Be damp clay pouting.
Let me listen under your eaves.
The tucked-in pressure is there in the way in which ‘mould’ wants to expand into ‘shoulders’; and the mouth of the clay nest may be ‘pouting’, but in the confidence that no other pouting is going on (pure Keats, this). Nothing could be more unmisgivingly an act of loving inclusion than the stern word ‘occlude’ here, just as nothing could be less furtive, more openly trusting, than the final eavesdropping.
No need of manna when the actual is marvellous, our conversation
a white tablecloth spread out
Like a book of manners in the wilderness.
Likewise, the word ‘implicated’ is consciously innocent in Heaney: implicated, not in wrongdoing, but as the plaiting of the harvest bow.
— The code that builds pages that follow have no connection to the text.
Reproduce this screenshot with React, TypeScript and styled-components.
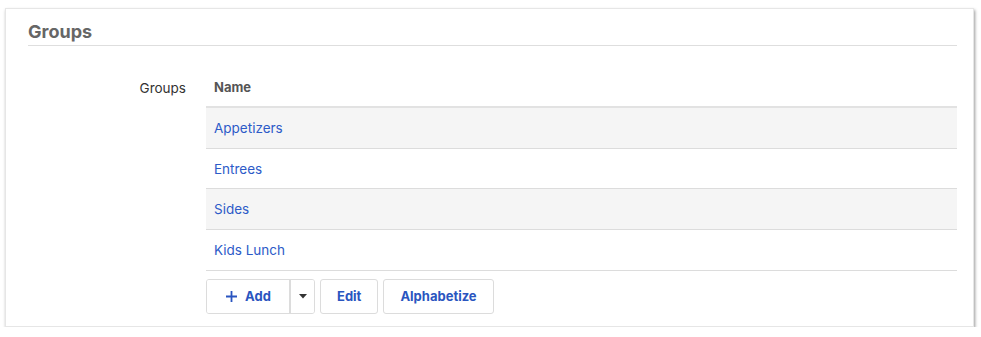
import React from 'react'
import styled, { createGlobalStyle } from 'styled-components'

/*---> Data <---*/
const groups = ['Appetizers', 'Entrees', 'Sides', 'Kids Lunch']

/*---> Component <---*/
const App = () => {
  return (
    <>
      <GlobalStyle />
      <Card>
        <Heading>Groups</Heading>
        <FormRow>
          <Label>Groups</Label>
          <Field>
            <Table>
              <HeaderRow>
                <HeaderCell>Name</HeaderCell>
              </HeaderRow>
              {groups.map((name, i) => (
                <Row key={name} $striped={i % 2 === 0}>
                  <LinkText>{name}</LinkText>
                </Row>
              ))}
            </Table>
            <Actions>
              <SplitButton>
                <MainPart>
                  <svg width="13" height="13" viewBox="0 0 13 13">
                    <path d="M6.5 1v11M1 6.5h11" stroke="#2a55c0" strokeWidth="1.8" />
                  </svg>
                  Add
                </MainPart>
                <CaretPart>
                  <svg width="8" height="5" viewBox="0 0 8 5">
                    <path d="M0 0h8L4 4.5z" fill="#333" />
                  </svg>
                </CaretPart>
              </SplitButton>
              <Button>Edit</Button>
              <Button>Alphabetize</Button>
            </Actions>
          </Field>
        </FormRow>
      </Card>
    </>
  )
}

export default App

/*---> Styles <---*/
const GlobalStyle = createGlobalStyle`
  body {
    margin: 0;
    background: #ffffff;
    font-family: Inter, 'Liberation Sans', sans-serif;
  }
`

const Card = styled.div`
  margin: 8px 0 0 5px;
  width: 969px;
  height: 319px;
  box-sizing: border-box;
  border: 1px solid #e6e6e6;
  background: #fff;
  box-shadow: 1px 2px 3px rgba(0, 0, 0, 0.4);
  padding: 0 16px 0 22px;
`

const Heading = styled.h2`
  margin: 0;
  padding: 12px 0 0;
  height: 37px;
  box-sizing: border-box;
  font-size: 18px;
  line-height: 21px;
  font-weight: 700;
  color: #666;
  border-bottom: 1px solid #dedede;
`

const FormRow = styled.div`
  display: grid;
  grid-template-columns: 158px 1fr;
  column-gap: 20px;
  margin-top: 22px;
`

const Label = styled.div`
  text-align: right;
  font-size: 13.5px;
  line-height: 40px;
  color: #333;
`

const Field = styled.div`
  display: flex;
  flex-direction: column;
`

const Table = styled.div`
  display: flex;
  flex-direction: column;
`

const HeaderRow = styled.div`
  height: 40px;
  box-sizing: border-box;
  border-bottom: 2px solid #e2e2e2;
  display: flex;
  align-items: center;
  padding: 0 8px;
`

const HeaderCell = styled.span`
  font-size: 13px;
  font-weight: 700;
  color: #555;
`

const Row = styled.div<{ $striped: boolean }>`
  height: 40.7px;
  box-sizing: border-box;
  border-bottom: 1px solid #dcdcdc;
  background: ${(p) => (p.$striped ? '#f5f5f5' : '#fff')};
  display: flex;
  align-items: center;
  padding: 0 8px;
`

const LinkText = styled.a`
  font-size: 13.5px;
  color: #2d5bc8;
  cursor: pointer;
`

const Actions = styled.div`
  display: flex;
  gap: 5px;
  margin-top: 8px;
`

const Button = styled.button`
  height: 35px;
  box-sizing: border-box;
  border: 1px solid #dcdcdc;
  border-radius: 3px;
  background: #fff;
  padding: 0 16px;
  font-family: Inter, 'Liberation Sans', sans-serif;
  font-size: 13px;
  font-weight: 700;
  color: #2a55c0;
  display: flex;
  align-items: center;
  gap: 7px;
  cursor: pointer;
`

const SplitButton = styled.div`
  display: flex;
  height: 35px;
  box-sizing: border-box;
  border: 1px solid #dcdcdc;
  border-radius: 3px;
  overflow: hidden;
`

const MainPart = styled(Button)`
  border: none;
  border-right: 2px solid #dcdcdc;
  border-radius: 0;
  height: 100%;
  width: 84px;
  justify-content: center;
  padding: 0;
`

const CaretPart = styled.button`
  border: none;
  background: #fff;
  width: 23px;
  display: flex;
  align-items: center;
  justify-content: center;
  padding: 0;
  cursor: pointer;
`
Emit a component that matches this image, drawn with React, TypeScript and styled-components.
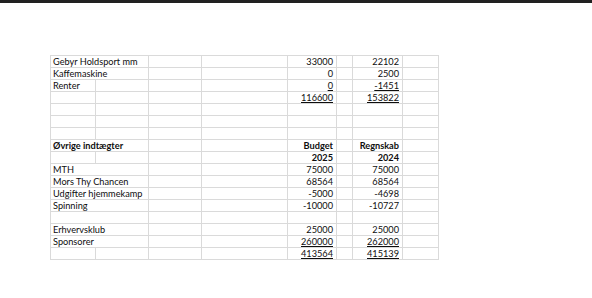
import React from "react";
import styled, { createGlobalStyle, css } from "styled-components";

const GlobalStyle = createGlobalStyle`
  html, body {
    margin: 0;
    padding: 0;
    background: #ffffff;
  }
  * {
    box-sizing: border-box;
  }
`;

const TopBar = styled.div`
  height: 3px;
  background: #212121;
`;

const Page = styled.div`
  padding: 52px 0 0 50px;
`;

const Sheet = styled.div`
  display: grid;
  grid-template-columns: 45px 53px 53px 86px 49px 16px 50px 36px;
  grid-auto-rows: 12px;
  width: max-content;
  border-left: 1px solid #dadada;
  border-top: 1px solid #dadada;
  font-family: Lato, "Liberation Sans", sans-serif;
  font-size: 9.2px;
  color: #0e0e0e;
`;

const Cell = styled.div<{ $span?: number; $right?: boolean; $bold?: boolean }>`
  grid-column: span ${(p) => p.$span ?? 1};
  border-right: 1px solid #dadada;
  border-bottom: 1px solid #dadada;
  padding: 0 3px 0 2px;
  line-height: 11px;
  white-space: nowrap;
  overflow: visible;
  text-align: ${(p) => (p.$right ? "right" : "left")};
  ${(p) =>
    p.$bold &&
    css`
      font-weight: 700;
    `}
`;

const Under = styled.span`
  text-decoration: underline;
  text-underline-offset: 1px;
`;

type Val = { t: string; u?: boolean; b?: boolean };
type Row = { label?: string; bold?: boolean; merged?: boolean; budget?: Val; result?: Val };

const rows: Row[] = [
  { label: "Gebyr Holdsport mm", merged: true, budget: { t: "33000" }, result: { t: "22102" } },
  { label: "Kaffemaskine", merged: true, budget: { t: "0" }, result: { t: "2500" } },
  { label: "Renter", budget: { t: "0", u: true }, result: { t: "-1451", u: true } },
  { budget: { t: "116600", u: true }, result: { t: "153822", u: true } },
  {},
  {},
  {},
  { label: "Øvrige indtægter", bold: true, merged: true, budget: { t: "Budget", b: true }, result: { t: "Regnskab", b: true } },
  { budget: { t: "2025", b: true }, result: { t: "2024", b: true } },
  { label: "MTH", merged: true, budget: { t: "75000" }, result: { t: "75000" } },
  { label: "Mors Thy Chancen", merged: true, budget: { t: "68564" }, result: { t: "68564" } },
  { label: "Udgifter hjemmekamp", merged: true, budget: { t: "-5000" }, result: { t: "-4698" } },
  { label: "Spinning", merged: true, budget: { t: "-10000" }, result: { t: "-10727" } },
  { merged: true },
  { label: "Erhvervsklub", merged: true, budget: { t: "25000" }, result: { t: "25000" } },
  { label: "Sponsorer", merged: true, budget: { t: "260000", u: true }, result: { t: "262000", u: true } },
  { budget: { t: "413564", u: true }, result: { t: "415139", u: true } },
];

const Amount = ({ v }: { v?: Val }) => (
  <Cell $right $bold={v?.b}>
    {v ? v.u ? <Under>{v.t}</Under> : v.t : null}
  </Cell>
);

export default function App() {
  return (
    <>
      <GlobalStyle />
      <TopBar />
      <Page>
        <Sheet>
          {rows.map((r, i) => (
            <React.Fragment key={i}>
              {r.merged ? (
                <Cell $span={2} $bold={r.bold}>
                  {r.label}
                </Cell>
              ) : (
                <>
                  <Cell $bold={r.bold}>{r.label}</Cell>
                  <Cell />
                </>
              )}
              <Cell />
              <Cell />
              <Amount v={r.budget} />
              <Cell />
              <Amount v={r.result} />
              <Cell />
            </React.Fragment>
          ))}
        </Sheet>
      </Page>
    </>
  );
}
Heaney’s resourcefulness is astonishing, not least in that astonishment is not then something which the poems incite. This pacific art has learnt from the poet to whom Heaney offers here an elegy, Robert Lowell, but the effect is altogether different from Lowell’s Atlantic astonishments. But then Heaney’s trust in other poets is itself part of his art, as in the rueful comfort to be divined within the conclusive line: ‘Our island is full of comfortless noises’. Be not afeard, the isle is full of noises … And that’s true too.